La filière cidricole a d’ailleurs interpellé le Gouvernement en mai dernier à travers la voix de Thomas Pelletier, président de la Fédération nationale des producteurs de fruits à cidre : « Nous aimerions pouvoir distiller une partie de ce qu’il y a dans nos cuves. Environ 200 000 hl, soit un quart de la production française, nous permettraient de produire du gel hydroalcoolique ou de le rajouter dans l’essence sous forme d’éthanol. Nous réclamons aussi des aides pour la destruction des pommes de la récolte 2020. » Ces aides, estimées à 22 millions d’euros, n’ont été qu’en partie accordées : le 8 juin 2020, Didier Guillaume annonçait une enveloppe de 5 millions d’euros pour la filière cidricole, jugée « pas à la hauteur de l’enjeu », pour huit organisations cidricoles sous l’égide d’Unicid.

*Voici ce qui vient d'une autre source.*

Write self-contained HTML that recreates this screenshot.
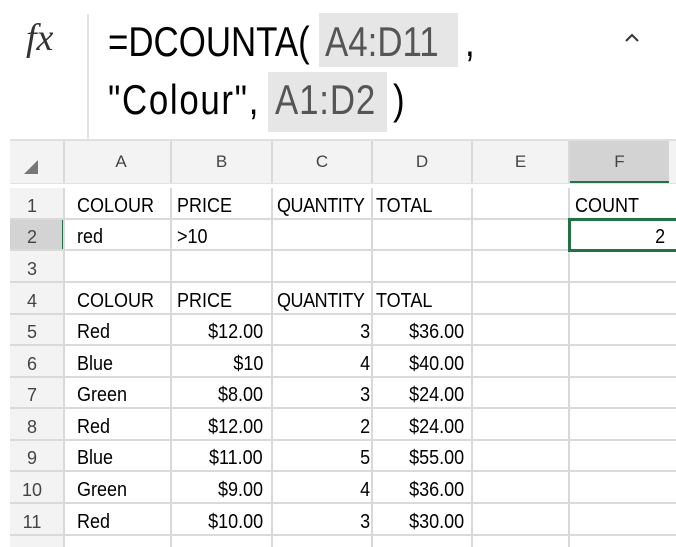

L’enveloppe débloquée « représente moins de la moitié de ce qui était demandé pour le retrait de cidres et moins du quart du budget demandé pour l’ensemble des mesures de retrait dont la filière a besoin » . Selon ces cidriers, il faut « construire un plan de retrait des fruits, indispensable pour permettre à la filière de gérer la contraction de certains débouchés du fait de la crise, mais pour l’instant inexistant ». Des doutes ont également été émis quant à l’efficacité des mesures de dégagement prévues dans le cadre des organisations de producteurs, sur financement européen car « très insuffisantes en termes de volumes et d’indemnisation, [elles] laissent de côté tous les producteurs qui ne font pas partie d’organisations de producteurs ».
Identité forte et adaptation du marché
Pour se faire une place sur les tables et les terrasses des établissements français, certaines cidreries misent sur une image de marque forte. On peut penser à la maison basque Kupela – tonneau en basque – qui joue la carte du terroir et de la modernité. L’entreprise produit environ 200 000 bouteilles par an et travaille majoritairement avec des variétés de pommes locales, qu’elle transforme à la fois en cidre, jus et vin de pomme, le Sagardoa, non pétillant. Seuls les cidres sont élaborés avec un quart de pommes normandes. Innovant, Kupela a développé des cidres conditionnés en cannette pour le marché américain. D’autres visent une identité visuelle forte, à l’image de Sassy. Cette jeune maison de cidre, créée il y a cinq ans, a su construire une image de marque forte sur ses bouteilles. Sassy produit annuellement un million de bouteilles tous produits confondus, et exporte son cidre « à la française » 100 % pur jus – en opposition aux ciders américains ou anglais qui contiennent du concentré – vers 15 pays. La jeune marque compte tout particulièrement sur les bars et le CHR pour populariser la consommation de cidre. Elle a, par exemple, développé un cidre rosé, La Sulfureuse, élaboré majoritairement à base de pomme geneva rose. « Les consommateurs habitués à prendre un cidre brut se tournent volontiers vers le cidre rosé l’été, on observe d’ailleurs un pic de sa consommation à cette période », constate Maxime Lesage, directeur commercial CHR de Sassy.
La marque est aussi une des pionnières du format 33 cl, qu’elle commercialise entre 4 et 8 € la bouteille.